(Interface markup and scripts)
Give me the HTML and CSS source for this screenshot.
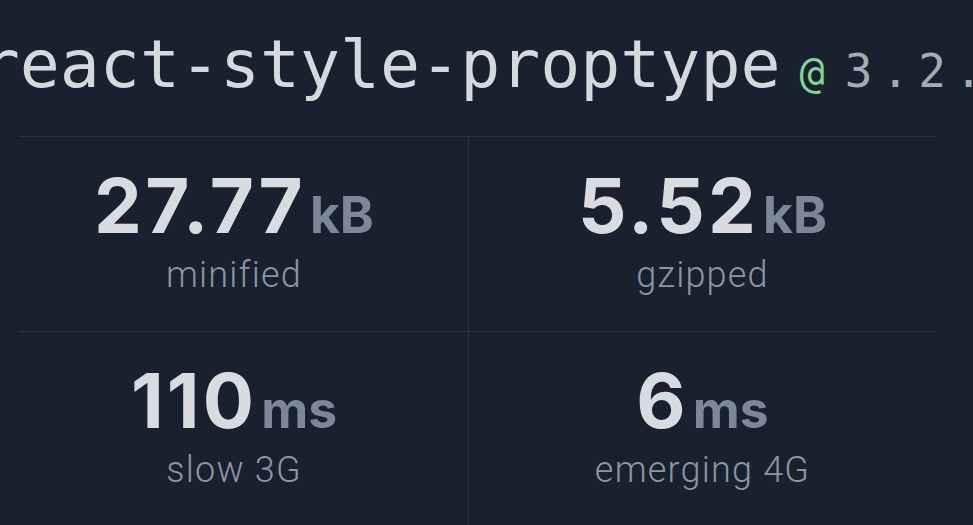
FILE: index.html
```html
<!DOCTYPE html>
<html lang="en">
<head>
<meta charset="utf-8">
<title>react-style-proptype</title>
<link rel="stylesheet" href="styles.css">
</head>
<body>
<main class="result">
  <header class="result-header">
    <h1 class="result-name">
      <span class="name">react-style-proptype</span><span class="at">@</span><span class="version">3.2.2</span>
    </h1>
  </header>
  <section class="stats">
    <div class="stat">
      <div class="stat-value"><span class="num">27.77</span><span class="unit">kB</span></div>
      <div class="stat-label">minified</div>
    </div>
    <div class="stat stat-right">
      <div class="stat-value"><span class="num">5.52</span><span class="unit">kB</span></div>
      <div class="stat-label">gzipped</div>
    </div>
    <div class="stat">
      <div class="stat-value"><span class="num">110</span><span class="unit">ms</span></div>
      <div class="stat-label">slow 3G</div>
    </div>
    <div class="stat stat-right">
      <div class="stat-value"><span class="num">6</span><span class="unit">ms</span></div>
      <div class="stat-label">emerging 4G</div>
    </div>
  </section>
</main>
</body>
</html>
```
FILE: styles.css
```css
html, body {
  margin: 0;
  padding: 0;
  background: #19212e;
  height: 100%;
  overflow: hidden;
}

.result {
  width: 973px;
}

.result-header {
  display: flex;
  justify-content: center;
  padding-top: 31px;
  height: 105px;
  box-sizing: border-box;
}

.result-name {
  margin: 0 0 0 35px;
  display: flex;
  align-items: baseline;
  white-space: nowrap;
  font-family: "DejaVu Sans Mono", "Liberation Mono", monospace;
  font-weight: 400;
  line-height: 1;
}

.name {
  font-size: 66.5px;
  color: #d5d8dd;
}

.at {
  font-size: 42px;
  color: #7fd496;
  margin-left: 19px;
}

.version {
  font-size: 46px;
  color: #a6acb5;
  letter-spacing: 9px;
  margin-left: 20px;
}

.stats {
  display: grid;
  grid-template-columns: 468px 468px;
  margin-top: 31px;
}

.stat {
  height: 195px;
  box-sizing: border-box;
  display: flex;
  flex-direction: column;
  align-items: center;
  padding-top: 31px;
  background: linear-gradient(#29333f, #29333f) 19px 0 / calc(100% - 19px) 1px no-repeat;
}

.stat-right {
  border-left: 1px solid #29333f;
  background: linear-gradient(#29333f, #29333f) 0 0 / 100% 1px no-repeat;
}

.stat-value {
  display: flex;
  align-items: baseline;
  font-family: Inter, "Noto Sans", sans-serif;
  font-weight: 700;
  line-height: 1;
}

.num {
  font-size: 76px;
  color: #d8dbe0;
  letter-spacing: 3.2px;
}

.unit {
  font-size: 51.5px;
  color: #7c8799;
  margin-left: 4px;
}

.stat-label {
  margin-top: 14px;
  font-family: Roboto, "Noto Sans", sans-serif;
  font-weight: 300;
  font-size: 36px;
  letter-spacing: 1.2px;
  line-height: 1;
  color: #8b95a3;
}
```
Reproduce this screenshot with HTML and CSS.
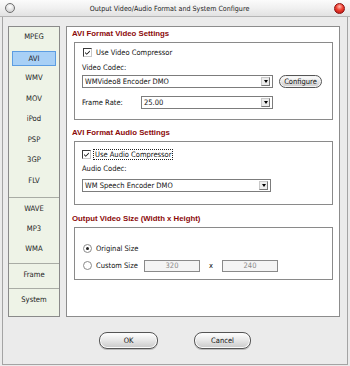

Problem description: Without including any pictures, please restate all the records exactly.

Finished exercise:
Give me the HTML and CSS source for this screenshot.
FILE: index.html
```html
<!DOCTYPE html>
<html lang="en">
<head>
<meta charset="utf-8">
<title>react-style-proptype</title>
<link rel="stylesheet" href="styles.css">
</head>
<body>
<main class="result">
  <header class="result-header">
    <h1 class="result-name">
      <span class="name">react-style-proptype</span><span class="at">@</span><span class="version">3.2.2</span>
    </h1>
  </header>
  <section class="stats">
    <div class="stat">
      <div class="stat-value"><span class="num">27.77</span><span class="unit">kB</span></div>
      <div class="stat-label">minified</div>
    </div>
    <div class="stat stat-right">
      <div class="stat-value"><span class="num">5.52</span><span class="unit">kB</span></div>
      <div class="stat-label">gzipped</div>
    </div>
    <div class="stat">
      <div class="stat-value"><span class="num">110</span><span class="unit">ms</span></div>
      <div class="stat-label">slow 3G</div>
    </div>
    <div class="stat stat-right">
      <div class="stat-value"><span class="num">6</span><span class="unit">ms</span></div>
      <div class="stat-label">emerging 4G</div>
    </div>
  </section>
</main>
</body>
</html>
```
FILE: styles.css
```css
html, body {
  margin: 0;
  padding: 0;
  background: #19212e;
  height: 100%;
  overflow: hidden;
}

.result {
  width: 973px;
}

.result-header {
  display: flex;
  justify-content: center;
  padding-top: 31px;
  height: 105px;
  box-sizing: border-box;
}

.result-name {
  margin: 0 0 0 35px;
  display: flex;
  align-items: baseline;
  white-space: nowrap;
  font-family: "DejaVu Sans Mono", "Liberation Mono", monospace;
  font-weight: 400;
  line-height: 1;
}

.name {
  font-size: 66.5px;
  color: #d5d8dd;
}

.at {
  font-size: 42px;
  color: #7fd496;
  margin-left: 19px;
}

.version {
  font-size: 46px;
  color: #a6acb5;
  letter-spacing: 9px;
  margin-left: 20px;
}

.stats {
  display: grid;
  grid-template-columns: 468px 468px;
  margin-top: 31px;
}

.stat {
  height: 195px;
  box-sizing: border-box;
  display: flex;
  flex-direction: column;
  align-items: center;
  padding-top: 31px;
  background: linear-gradient(#29333f, #29333f) 19px 0 / calc(100% - 19px) 1px no-repeat;
}

.stat-right {
  border-left: 1px solid #29333f;
  background: linear-gradient(#29333f, #29333f) 0 0 / 100% 1px no-repeat;
}

.stat-value {
  display: flex;
  align-items: baseline;
  font-family: Inter, "Noto Sans", sans-serif;
  font-weight: 700;
  line-height: 1;
}

.num {
  font-size: 76px;
  color: #d8dbe0;
  letter-spacing: 3.2px;
}

.unit {
  font-size: 51.5px;
  color: #7c8799;
  margin-left: 4px;
}

.stat-label {
  margin-top: 14px;
  font-family: Roboto, "Noto Sans", sans-serif;
  font-weight: 300;
  font-size: 36px;
  letter-spacing: 1.2px;
  line-height: 1;
  color: #8b95a3;
}
```
Reproduce this screenshot with HTML and CSS.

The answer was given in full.